[Work to be completed]: Collect from the data below each line with "components".

[Supplied material]:
....
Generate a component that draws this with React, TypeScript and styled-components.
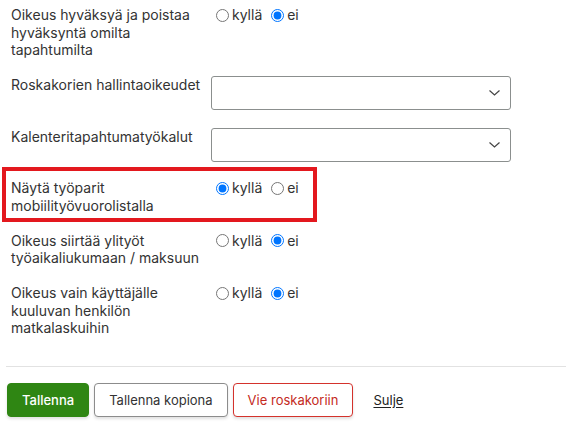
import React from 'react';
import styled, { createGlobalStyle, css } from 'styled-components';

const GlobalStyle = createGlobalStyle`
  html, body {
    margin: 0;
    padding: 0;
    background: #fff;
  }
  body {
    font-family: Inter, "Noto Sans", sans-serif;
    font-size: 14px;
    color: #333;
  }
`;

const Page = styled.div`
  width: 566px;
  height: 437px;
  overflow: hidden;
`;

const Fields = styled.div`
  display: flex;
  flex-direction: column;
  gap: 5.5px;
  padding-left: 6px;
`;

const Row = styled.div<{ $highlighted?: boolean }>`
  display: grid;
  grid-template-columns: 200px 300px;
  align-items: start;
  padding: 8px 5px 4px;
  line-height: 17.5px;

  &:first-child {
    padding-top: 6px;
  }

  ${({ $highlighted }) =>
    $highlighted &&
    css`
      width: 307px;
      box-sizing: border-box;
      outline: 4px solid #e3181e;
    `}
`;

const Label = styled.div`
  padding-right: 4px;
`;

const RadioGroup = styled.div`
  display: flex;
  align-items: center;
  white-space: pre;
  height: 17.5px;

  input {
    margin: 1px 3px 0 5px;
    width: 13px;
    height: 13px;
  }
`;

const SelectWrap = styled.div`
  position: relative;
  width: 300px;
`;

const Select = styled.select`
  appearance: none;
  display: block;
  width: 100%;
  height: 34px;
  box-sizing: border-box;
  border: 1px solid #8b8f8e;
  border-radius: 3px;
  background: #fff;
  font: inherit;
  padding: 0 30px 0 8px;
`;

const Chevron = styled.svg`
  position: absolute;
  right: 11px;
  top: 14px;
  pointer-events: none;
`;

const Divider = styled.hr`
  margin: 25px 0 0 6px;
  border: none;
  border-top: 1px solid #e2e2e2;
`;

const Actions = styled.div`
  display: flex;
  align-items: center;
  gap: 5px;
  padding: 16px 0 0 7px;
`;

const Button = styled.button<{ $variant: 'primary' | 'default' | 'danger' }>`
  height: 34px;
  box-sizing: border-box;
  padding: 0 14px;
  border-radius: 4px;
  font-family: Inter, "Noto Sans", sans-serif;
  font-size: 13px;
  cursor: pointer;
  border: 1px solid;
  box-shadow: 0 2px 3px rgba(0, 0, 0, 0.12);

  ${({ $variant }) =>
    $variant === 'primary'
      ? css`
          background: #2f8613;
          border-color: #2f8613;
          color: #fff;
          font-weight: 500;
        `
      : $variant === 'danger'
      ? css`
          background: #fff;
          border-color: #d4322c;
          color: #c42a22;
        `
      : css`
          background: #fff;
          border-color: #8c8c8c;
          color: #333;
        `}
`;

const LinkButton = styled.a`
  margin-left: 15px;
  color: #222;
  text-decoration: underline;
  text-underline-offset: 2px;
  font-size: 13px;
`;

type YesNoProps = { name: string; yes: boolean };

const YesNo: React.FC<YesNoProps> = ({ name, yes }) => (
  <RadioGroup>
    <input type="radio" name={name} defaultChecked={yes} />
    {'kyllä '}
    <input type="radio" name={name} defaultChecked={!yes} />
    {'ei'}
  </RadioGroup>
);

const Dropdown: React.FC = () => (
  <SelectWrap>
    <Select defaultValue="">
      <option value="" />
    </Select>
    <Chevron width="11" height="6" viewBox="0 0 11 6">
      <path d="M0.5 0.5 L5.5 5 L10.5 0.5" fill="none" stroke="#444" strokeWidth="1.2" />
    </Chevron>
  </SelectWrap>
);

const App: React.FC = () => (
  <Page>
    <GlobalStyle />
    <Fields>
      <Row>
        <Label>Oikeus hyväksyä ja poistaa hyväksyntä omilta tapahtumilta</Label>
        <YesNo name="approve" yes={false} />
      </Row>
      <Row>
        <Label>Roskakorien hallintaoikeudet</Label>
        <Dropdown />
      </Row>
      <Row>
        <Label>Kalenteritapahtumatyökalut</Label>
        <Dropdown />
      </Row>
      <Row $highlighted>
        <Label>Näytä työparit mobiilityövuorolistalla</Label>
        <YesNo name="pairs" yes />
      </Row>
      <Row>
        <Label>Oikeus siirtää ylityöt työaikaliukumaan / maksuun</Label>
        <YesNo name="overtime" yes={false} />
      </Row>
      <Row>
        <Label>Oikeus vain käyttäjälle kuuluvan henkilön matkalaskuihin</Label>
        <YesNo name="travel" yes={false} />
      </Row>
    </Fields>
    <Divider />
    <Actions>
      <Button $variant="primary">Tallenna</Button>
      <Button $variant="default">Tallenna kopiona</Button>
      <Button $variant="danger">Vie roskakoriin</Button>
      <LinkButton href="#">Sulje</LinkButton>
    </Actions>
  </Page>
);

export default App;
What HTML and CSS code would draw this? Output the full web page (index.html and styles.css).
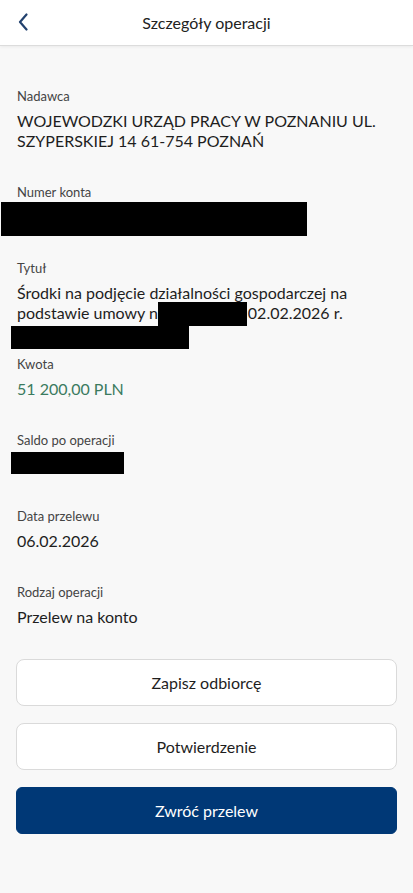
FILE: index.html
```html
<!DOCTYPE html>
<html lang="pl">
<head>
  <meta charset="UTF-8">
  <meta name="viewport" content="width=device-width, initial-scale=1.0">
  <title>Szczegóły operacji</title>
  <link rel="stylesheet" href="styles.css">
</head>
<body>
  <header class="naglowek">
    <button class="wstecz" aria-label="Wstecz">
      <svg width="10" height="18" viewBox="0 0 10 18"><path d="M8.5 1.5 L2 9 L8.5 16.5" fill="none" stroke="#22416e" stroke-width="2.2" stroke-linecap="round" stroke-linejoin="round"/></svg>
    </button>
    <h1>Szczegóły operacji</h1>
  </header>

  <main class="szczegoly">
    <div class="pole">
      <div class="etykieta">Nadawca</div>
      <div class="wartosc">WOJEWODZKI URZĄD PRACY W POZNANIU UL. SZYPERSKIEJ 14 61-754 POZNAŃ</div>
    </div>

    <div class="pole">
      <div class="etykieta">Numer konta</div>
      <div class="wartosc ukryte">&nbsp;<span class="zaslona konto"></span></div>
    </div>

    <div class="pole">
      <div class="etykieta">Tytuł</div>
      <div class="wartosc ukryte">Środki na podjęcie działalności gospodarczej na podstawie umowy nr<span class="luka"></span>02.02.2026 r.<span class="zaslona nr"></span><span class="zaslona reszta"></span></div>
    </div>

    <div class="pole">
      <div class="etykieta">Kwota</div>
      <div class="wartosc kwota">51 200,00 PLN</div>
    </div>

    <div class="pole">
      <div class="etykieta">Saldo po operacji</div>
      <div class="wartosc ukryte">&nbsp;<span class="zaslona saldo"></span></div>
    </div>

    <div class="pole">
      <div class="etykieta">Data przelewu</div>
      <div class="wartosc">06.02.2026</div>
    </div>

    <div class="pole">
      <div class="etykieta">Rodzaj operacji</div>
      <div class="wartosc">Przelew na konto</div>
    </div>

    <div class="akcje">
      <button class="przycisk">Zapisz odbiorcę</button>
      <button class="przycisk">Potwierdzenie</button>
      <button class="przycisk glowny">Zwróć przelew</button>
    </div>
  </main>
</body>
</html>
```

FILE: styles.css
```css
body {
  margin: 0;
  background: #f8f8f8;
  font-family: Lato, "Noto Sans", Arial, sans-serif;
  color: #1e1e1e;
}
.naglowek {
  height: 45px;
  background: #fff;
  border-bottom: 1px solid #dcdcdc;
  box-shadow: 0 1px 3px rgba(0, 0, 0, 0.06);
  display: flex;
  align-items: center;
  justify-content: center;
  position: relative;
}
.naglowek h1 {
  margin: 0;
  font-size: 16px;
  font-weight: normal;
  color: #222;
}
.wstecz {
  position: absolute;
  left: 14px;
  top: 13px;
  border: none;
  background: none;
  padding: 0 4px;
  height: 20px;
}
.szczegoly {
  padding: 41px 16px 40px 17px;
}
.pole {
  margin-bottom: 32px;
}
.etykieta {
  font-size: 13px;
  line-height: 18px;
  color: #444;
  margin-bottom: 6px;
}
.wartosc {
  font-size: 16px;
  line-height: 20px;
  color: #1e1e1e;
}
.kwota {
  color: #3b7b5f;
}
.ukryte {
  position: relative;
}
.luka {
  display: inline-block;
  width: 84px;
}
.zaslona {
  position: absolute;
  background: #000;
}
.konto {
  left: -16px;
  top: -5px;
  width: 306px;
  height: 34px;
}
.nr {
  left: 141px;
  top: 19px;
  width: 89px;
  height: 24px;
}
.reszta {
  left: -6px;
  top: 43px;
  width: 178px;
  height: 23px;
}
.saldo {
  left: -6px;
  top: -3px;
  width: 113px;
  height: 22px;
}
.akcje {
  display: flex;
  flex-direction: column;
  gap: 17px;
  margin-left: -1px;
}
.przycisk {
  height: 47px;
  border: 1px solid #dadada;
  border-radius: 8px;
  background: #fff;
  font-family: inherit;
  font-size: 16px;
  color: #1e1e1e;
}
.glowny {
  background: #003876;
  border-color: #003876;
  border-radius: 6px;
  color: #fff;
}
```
....
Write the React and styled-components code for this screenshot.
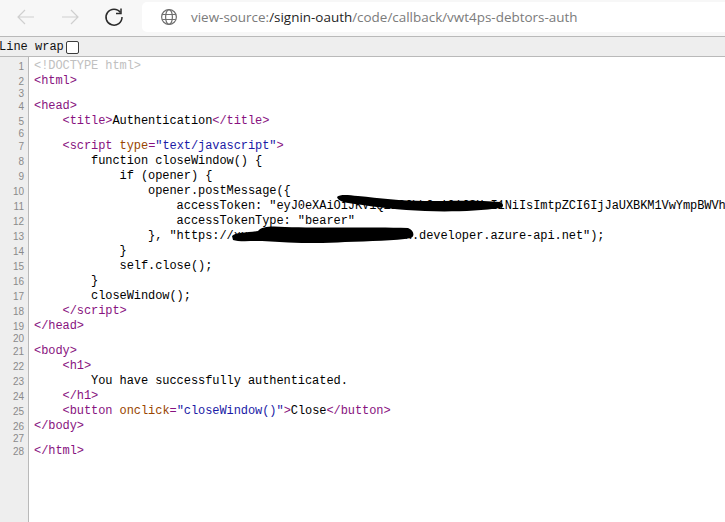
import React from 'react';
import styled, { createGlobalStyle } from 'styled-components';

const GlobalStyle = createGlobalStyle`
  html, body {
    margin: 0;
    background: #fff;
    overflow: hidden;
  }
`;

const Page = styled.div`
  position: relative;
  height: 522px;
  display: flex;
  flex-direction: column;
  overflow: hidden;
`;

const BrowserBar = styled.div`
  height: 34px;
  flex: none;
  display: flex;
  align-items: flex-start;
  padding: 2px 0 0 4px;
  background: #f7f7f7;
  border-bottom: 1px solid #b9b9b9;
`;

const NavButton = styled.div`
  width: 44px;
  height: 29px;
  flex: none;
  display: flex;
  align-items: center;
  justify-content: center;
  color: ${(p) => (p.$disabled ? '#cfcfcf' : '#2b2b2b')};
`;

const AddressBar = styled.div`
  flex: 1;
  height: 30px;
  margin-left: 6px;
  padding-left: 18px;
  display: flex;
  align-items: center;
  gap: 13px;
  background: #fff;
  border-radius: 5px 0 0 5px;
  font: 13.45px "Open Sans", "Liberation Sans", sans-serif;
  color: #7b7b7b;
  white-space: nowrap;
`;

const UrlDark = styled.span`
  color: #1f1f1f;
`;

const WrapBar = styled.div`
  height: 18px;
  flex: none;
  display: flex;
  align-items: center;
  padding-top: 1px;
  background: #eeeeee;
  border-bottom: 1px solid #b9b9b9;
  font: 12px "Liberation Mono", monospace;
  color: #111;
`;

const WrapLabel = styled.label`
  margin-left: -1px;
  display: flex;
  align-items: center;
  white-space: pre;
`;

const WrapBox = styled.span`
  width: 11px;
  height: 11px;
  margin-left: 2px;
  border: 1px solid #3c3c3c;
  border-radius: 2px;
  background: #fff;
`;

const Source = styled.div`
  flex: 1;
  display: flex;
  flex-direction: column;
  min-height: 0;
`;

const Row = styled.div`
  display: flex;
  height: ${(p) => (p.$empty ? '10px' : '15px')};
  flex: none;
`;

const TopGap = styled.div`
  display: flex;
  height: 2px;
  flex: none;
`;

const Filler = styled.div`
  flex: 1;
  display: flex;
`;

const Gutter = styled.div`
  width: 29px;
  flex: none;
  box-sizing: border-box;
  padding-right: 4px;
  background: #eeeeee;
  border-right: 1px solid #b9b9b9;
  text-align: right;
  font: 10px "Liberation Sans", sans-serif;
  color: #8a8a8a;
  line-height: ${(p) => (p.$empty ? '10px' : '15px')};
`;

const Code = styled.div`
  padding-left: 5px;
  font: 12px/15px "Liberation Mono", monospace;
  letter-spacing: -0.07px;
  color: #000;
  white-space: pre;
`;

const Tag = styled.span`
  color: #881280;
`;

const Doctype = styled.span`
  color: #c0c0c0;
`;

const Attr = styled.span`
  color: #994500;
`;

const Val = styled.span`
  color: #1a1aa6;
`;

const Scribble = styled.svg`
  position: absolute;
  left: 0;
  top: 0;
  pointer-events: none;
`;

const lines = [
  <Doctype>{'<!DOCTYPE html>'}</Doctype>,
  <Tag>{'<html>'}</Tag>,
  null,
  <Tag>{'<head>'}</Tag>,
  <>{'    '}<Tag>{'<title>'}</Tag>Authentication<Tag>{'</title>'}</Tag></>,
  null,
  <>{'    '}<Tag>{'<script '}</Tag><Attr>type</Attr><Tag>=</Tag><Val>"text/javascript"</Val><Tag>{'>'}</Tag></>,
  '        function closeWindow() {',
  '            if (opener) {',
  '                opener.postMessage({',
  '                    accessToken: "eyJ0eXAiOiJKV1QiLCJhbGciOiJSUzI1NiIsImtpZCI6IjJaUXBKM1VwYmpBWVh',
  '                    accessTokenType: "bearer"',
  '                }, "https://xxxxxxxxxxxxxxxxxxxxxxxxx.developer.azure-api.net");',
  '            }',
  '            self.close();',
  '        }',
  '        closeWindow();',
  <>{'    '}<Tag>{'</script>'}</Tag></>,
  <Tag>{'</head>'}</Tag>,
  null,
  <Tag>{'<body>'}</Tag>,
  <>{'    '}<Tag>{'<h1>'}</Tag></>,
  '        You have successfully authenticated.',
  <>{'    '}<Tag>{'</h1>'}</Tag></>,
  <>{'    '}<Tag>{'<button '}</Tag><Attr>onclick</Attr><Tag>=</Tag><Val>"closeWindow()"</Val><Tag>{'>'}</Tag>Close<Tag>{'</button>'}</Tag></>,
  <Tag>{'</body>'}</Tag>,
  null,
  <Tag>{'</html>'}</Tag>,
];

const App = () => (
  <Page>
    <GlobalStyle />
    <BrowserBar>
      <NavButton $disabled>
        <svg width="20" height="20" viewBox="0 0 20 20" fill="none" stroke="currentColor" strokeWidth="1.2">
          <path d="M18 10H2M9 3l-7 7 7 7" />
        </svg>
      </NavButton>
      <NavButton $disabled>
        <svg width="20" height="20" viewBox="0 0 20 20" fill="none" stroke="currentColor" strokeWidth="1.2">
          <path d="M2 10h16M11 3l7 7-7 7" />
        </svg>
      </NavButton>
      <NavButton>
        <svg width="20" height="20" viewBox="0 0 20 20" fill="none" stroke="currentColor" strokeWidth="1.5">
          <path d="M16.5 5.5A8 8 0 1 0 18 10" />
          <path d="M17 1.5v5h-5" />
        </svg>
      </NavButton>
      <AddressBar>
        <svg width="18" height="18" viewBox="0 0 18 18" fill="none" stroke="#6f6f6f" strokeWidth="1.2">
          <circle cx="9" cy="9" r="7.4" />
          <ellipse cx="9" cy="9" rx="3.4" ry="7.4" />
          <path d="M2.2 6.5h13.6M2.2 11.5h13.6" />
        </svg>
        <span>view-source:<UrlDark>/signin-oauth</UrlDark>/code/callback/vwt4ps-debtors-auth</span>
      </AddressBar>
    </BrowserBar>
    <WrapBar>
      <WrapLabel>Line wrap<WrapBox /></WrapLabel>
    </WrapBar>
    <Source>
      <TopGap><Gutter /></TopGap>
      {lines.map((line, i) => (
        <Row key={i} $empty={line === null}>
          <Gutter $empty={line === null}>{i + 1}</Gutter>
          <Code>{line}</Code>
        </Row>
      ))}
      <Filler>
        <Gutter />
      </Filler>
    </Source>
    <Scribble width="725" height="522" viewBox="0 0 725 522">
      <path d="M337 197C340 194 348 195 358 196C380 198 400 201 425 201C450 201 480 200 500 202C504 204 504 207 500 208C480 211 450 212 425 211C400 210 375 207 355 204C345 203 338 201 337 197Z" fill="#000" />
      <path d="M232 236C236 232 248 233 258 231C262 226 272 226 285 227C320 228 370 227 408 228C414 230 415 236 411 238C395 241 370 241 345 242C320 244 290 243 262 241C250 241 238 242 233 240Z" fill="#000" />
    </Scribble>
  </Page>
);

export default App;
....
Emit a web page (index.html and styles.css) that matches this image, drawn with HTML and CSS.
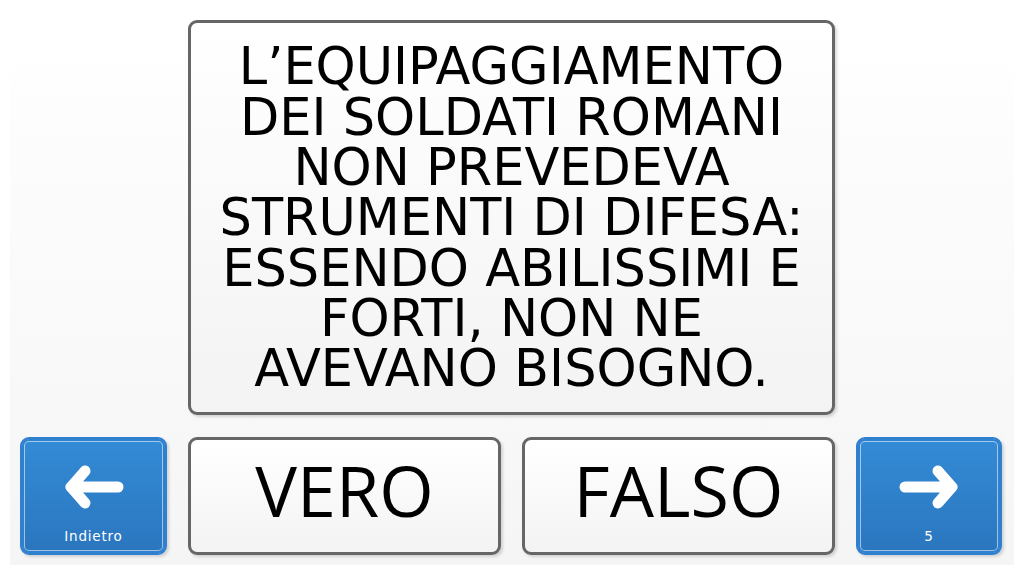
....
[Written response]:
Generate a component that draws this with React, TypeScript and styled-components.
import styled, { createGlobalStyle, css } from 'styled-components';
Write the React and styled-components code for this screenshot.
import styled, { createGlobalStyle } from 'styled-components';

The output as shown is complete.